(Reuters) – Cardinal Health Inc raised its annual profit forecast on Thursday after the drug distributor beat Wall Street estimates for the third quarter, as demand for specialty medicines in a post-pandemic market boosted sales at its pharmaceuticals unit.
Rival AmerisourceBergen Corp also raised its full-year profit forecast on Tuesday after beating quarterly earnings estimates, banking on post-pandemic demand for costly specialty therapies amid a decline in COVID-related sales.
Specialty drugs are costly medications that treat complex, chronic and rare conditions like cancer and rheumatoid arthritis, among others.
On an adjusted basis, Cardinal Health now expects to earn in the range of $5.60 to $5.80 per share in 2023, compared with its prior forecast range of $5.20 to $5.50 per share.

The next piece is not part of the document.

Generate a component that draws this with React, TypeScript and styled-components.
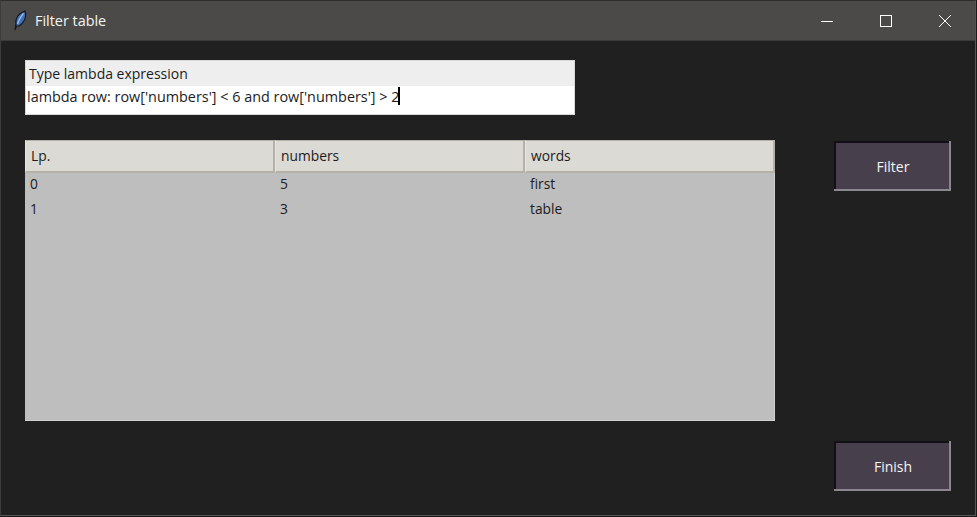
import React from 'react'
import styled, { createGlobalStyle } from 'styled-components'

const GlobalStyle = createGlobalStyle`
  html, body {
    margin: 0;
    padding: 0;
    background: #1a1a1a;
  }
`

const Window = styled.div`
  box-sizing: border-box;
  width: 976px;
  height: 516px;
  border-top: 1px solid #2e2e2e;
  border-left: 1px solid #3c3c3c;
  border-right: 1px solid #555;
  border-bottom: 1px solid #555;
  background: #202020;
  display: flex;
  flex-direction: column;
  font-family: 'Open Sans', 'Noto Sans', sans-serif;
  font-size: 13.8px;
`

const TitleBar = styled.div`
  height: 40px;
  flex: none;
  box-sizing: border-box;
  border-bottom: 1px solid #3a3a38;
  background: #4b4a48;
  display: flex;
  align-items: center;
  padding: 0 1px 0 12px;
  color: #f4f4f4;
  font-size: 14.4px;
`

const TitleText = styled.span`
  margin-left: 8px;
  flex: 1;
`

const WinButton = styled.div`
  width: 59px;
  height: 39px;
  display: flex;
  align-items: center;
  justify-content: center;
`

const Content = styled.div`
  flex: 1;
  display: flex;
  padding: 19px 0 0 24px;
`

const LeftColumn = styled.div`
  width: 750px;
  display: flex;
  flex-direction: column;
  gap: 25px;
`

const Prompt = styled.div`
  box-sizing: border-box;
  width: 550px;
  height: 55px;
  display: flex;
  flex-direction: column;
  border: 1px solid #d8d8d8;
`

const PromptLabel = styled.div`
  height: 25px;
  background: #eeeeee;
  color: #1c1c1c;
  padding: 0 3px;
  font-size: 14px;
  line-height: 26px;
`

const PromptInput = styled.div`
  flex: 1;
  background: #ffffff;
  color: #1c1c1c;
  padding: 0 1px;
  font-size: 14.4px;
  line-height: 21px;
  display: flex;
  align-items: flex-start;
`

const Caret = styled.span`
  width: 2px;
  height: 18px;
  margin: 1px 0 0 -2px;
  background: #000;
`

const Table = styled.div`
  height: 281px;
  background: #bebebe;
  box-shadow: inset -1px -1px 0 #d0d0d0;
  color: #1c1c1c;
`

const HeaderRow = styled.div`
  display: grid;
  grid-template-columns: repeat(3, 250px);
  height: 31px;
`

const HeaderCell = styled.div`
  box-sizing: border-box;
  background: #dcdad5;
  border: 1px solid #b5b1a8;
  border-left-color: #e6e4e0;
  border-bottom-width: 2px;
  border-right-width: 2px;
  padding-left: 5px;
  line-height: 30px;
`

const Row = styled.div`
  display: grid;
  grid-template-columns: repeat(3, 250px);
  height: 25px;
  line-height: 25px;
`

const Cell = styled.div`
  padding-left: 5px;
`

const RightColumn = styled.div`
  flex: 1;
  display: flex;
  flex-direction: column;
  align-items: flex-start;
  padding: 81px 0 0 59px;
  gap: 250px;
`

const ActionButton = styled.button`
  box-sizing: border-box;
  width: 117px;
  height: 50px;
  padding: 2px 0 0 3px;
  background: #483f4d;
  color: #f4f4f4;
  font: inherit;
  font-size: 14px;
  border: none;
  border-right: 2px solid #8b8790;
  border-bottom: 2px solid #8b8790;
  box-shadow: inset 2px 2px 0 #111016;
`

const rows = [
  ['0', '5', 'first'],
  ['1', '3', 'table'],
]

const App = () => {
  return (
    <>
      <GlobalStyle />
      <Window>
        <TitleBar>
          <svg width="14" height="22" viewBox="0 0 14 22">
            <path d="M2 20 L3 14 C2 8 6 3 12 1 C14 7 11 13 6 16 L3.5 16 Z" fill="#3f70b8" stroke="#14161a" strokeWidth="1.2" />
            <path d="M4.5 14 C6 10 8 6 10.5 3.5" stroke="#a4c6ee" strokeWidth="1.2" fill="none" />
          </svg>
          <TitleText>Filter table</TitleText>
          <WinButton>
            <svg width="12" height="12" viewBox="0 0 12 12">
              <path d="M0 6.5 H12" stroke="#fff" strokeWidth="1" />
            </svg>
          </WinButton>
          <WinButton>
            <svg width="12" height="12" viewBox="0 0 12 12">
              <rect x="0.5" y="0.5" width="11" height="11" fill="none" stroke="#fff" strokeWidth="1" />
            </svg>
          </WinButton>
          <WinButton>
            <svg width="12" height="12" viewBox="0 0 12 12">
              <path d="M0 0 L12 12 M12 0 L0 12" stroke="#fff" strokeWidth="1" />
            </svg>
          </WinButton>
        </TitleBar>
        <Content>
          <LeftColumn>
            <Prompt>
              <PromptLabel>Type lambda expression</PromptLabel>
              <PromptInput>
                lambda row: row['numbers'] &lt; 6 and row['numbers'] &gt; 2
                <Caret />
              </PromptInput>
            </Prompt>
            <Table>
              <HeaderRow>
                <HeaderCell>Lp.</HeaderCell>
                <HeaderCell>numbers</HeaderCell>
                <HeaderCell>words</HeaderCell>
              </HeaderRow>
              {rows.map((row) => (
                <Row key={row[0]}>
                  {row.map((value) => (
                    <Cell key={value}>{value}</Cell>
                  ))}
                </Row>
              ))}
            </Table>
          </LeftColumn>
          <RightColumn>
            <ActionButton>Filter</ActionButton>
            <ActionButton>Finish</ActionButton>
          </RightColumn>
        </Content>
      </Window>
    </>
  )
}

export default App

Analysts on average were expecting $5.48 per share, according to Refinitiv IBES data.
The company now expects a full-year profit growth of 10.5% to 12% in the pharmaceutical unit, compared with its earlier forecast of 4% to 6.5% growth.
The pharmaceutical unit logged a 23% jump in quarterly profit, driven by higher generic drug distribution and specialty drug demand. Revenue rose 14% to $46.8 billion in the third quarter.
Meanwhile, the drug distributor expects its medical segment to see an about 50% drop in annual profit as the unit has been struggling with lower volumes and pricing, particularly for its PPE kits. The unit manufactures and distributes Cardinal Health branded medical and surgical equipment.
Cardinal Health’s total sales came in at $50.5 billion, beating analysts’ average estimate of $49.71 billion, according to Refinitiv IBES data.
Excluding one-off items, the company earned a profit of $1.74 per share, topping Street expectations of $1.49 per share.